:: GIVEN INFORMATION
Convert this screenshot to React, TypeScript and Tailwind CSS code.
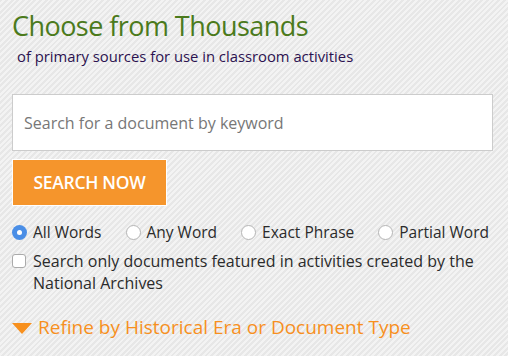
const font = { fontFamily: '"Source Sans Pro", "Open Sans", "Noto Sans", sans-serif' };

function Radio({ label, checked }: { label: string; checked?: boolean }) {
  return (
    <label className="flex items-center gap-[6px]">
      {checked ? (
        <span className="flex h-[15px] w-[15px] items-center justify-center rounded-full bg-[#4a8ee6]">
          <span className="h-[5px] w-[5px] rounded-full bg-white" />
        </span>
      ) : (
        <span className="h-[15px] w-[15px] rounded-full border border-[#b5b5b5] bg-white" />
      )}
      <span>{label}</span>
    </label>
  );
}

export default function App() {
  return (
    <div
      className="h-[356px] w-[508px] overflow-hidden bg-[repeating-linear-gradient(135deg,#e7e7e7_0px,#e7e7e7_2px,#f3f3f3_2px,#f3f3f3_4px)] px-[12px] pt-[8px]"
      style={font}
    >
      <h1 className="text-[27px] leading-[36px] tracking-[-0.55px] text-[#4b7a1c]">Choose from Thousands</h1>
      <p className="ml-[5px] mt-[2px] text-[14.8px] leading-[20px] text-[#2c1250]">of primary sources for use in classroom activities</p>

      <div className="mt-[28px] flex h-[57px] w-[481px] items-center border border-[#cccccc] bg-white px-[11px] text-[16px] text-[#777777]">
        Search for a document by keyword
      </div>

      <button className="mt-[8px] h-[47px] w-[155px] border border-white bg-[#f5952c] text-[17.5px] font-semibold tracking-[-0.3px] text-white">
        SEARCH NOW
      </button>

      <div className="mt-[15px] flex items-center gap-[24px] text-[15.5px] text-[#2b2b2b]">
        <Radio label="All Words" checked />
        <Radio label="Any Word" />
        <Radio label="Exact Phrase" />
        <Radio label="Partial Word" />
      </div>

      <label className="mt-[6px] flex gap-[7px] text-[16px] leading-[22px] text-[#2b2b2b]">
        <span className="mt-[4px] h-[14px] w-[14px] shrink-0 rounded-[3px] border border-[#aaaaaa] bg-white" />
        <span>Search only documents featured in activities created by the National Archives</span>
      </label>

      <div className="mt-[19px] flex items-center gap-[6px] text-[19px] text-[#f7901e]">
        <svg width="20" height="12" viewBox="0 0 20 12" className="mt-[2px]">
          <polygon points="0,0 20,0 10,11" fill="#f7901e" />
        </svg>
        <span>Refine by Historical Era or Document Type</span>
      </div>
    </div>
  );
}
::::
Repeat the material above in full and unchanged, minus its images.

Convert this screenshot to React, TypeScript and Tailwind CSS code.
const font = { fontFamily: '"Source Sans Pro", "Open Sans", "Noto Sans", sans-serif' };

function Radio({ label, checked }: { label: string; checked?: boolean }) {
  return (
    <label className="flex items-center gap-[6px]">
      {checked ? (
        <span className="flex h-[15px] w-[15px] items-center justify-center rounded-full bg-[#4a8ee6]">
          <span className="h-[5px] w-[5px] rounded-full bg-white" />
        </span>
      ) : (
        <span className="h-[15px] w-[15px] rounded-full border border-[#b5b5b5] bg-white" />
      )}
      <span>{label}</span>
    </label>
  );
}

export default function App() {
  return (
    <div
      className="h-[356px] w-[508px] overflow-hidden bg-[repeating-linear-gradient(135deg,#e7e7e7_0px,#e7e7e7_2px,#f3f3f3_2px,#f3f3f3_4px)] px-[12px] pt-[8px]"
      style={font}
    >
      <h1 className="text-[27px] leading-[36px] tracking-[-0.55px] text-[#4b7a1c]">Choose from Thousands</h1>
      <p className="ml-[5px] mt-[2px] text-[14.8px] leading-[20px] text-[#2c1250]">of primary sources for use in classroom activities</p>

      <div className="mt-[28px] flex h-[57px] w-[481px] items-center border border-[#cccccc] bg-white px-[11px] text-[16px] text-[#777777]">
        Search for a document by keyword
      </div>

      <button className="mt-[8px] h-[47px] w-[155px] border border-white bg-[#f5952c] text-[17.5px] font-semibold tracking-[-0.3px] text-white">
        SEARCH NOW
      </button>

      <div className="mt-[15px] flex items-center gap-[24px] text-[15.5px] text-[#2b2b2b]">
        <Radio label="All Words" checked />
        <Radio label="Any Word" />
        <Radio label="Exact Phrase" />
        <Radio label="Partial Word" />
      </div>

      <label className="mt-[6px] flex gap-[7px] text-[16px] leading-[22px] text-[#2b2b2b]">
        <span className="mt-[4px] h-[14px] w-[14px] shrink-0 rounded-[3px] border border-[#aaaaaa] bg-white" />
        <span>Search only documents featured in activities created by the National Archives</span>
      </label>

      <div className="mt-[19px] flex items-center gap-[6px] text-[19px] text-[#f7901e]">
        <svg width="20" height="12" viewBox="0 0 20 12" className="mt-[2px]">
          <polygon points="0,0 20,0 10,11" fill="#f7901e" />
        </svg>
        <span>Refine by Historical Era or Document Type</span>
      </div>
    </div>
  );
}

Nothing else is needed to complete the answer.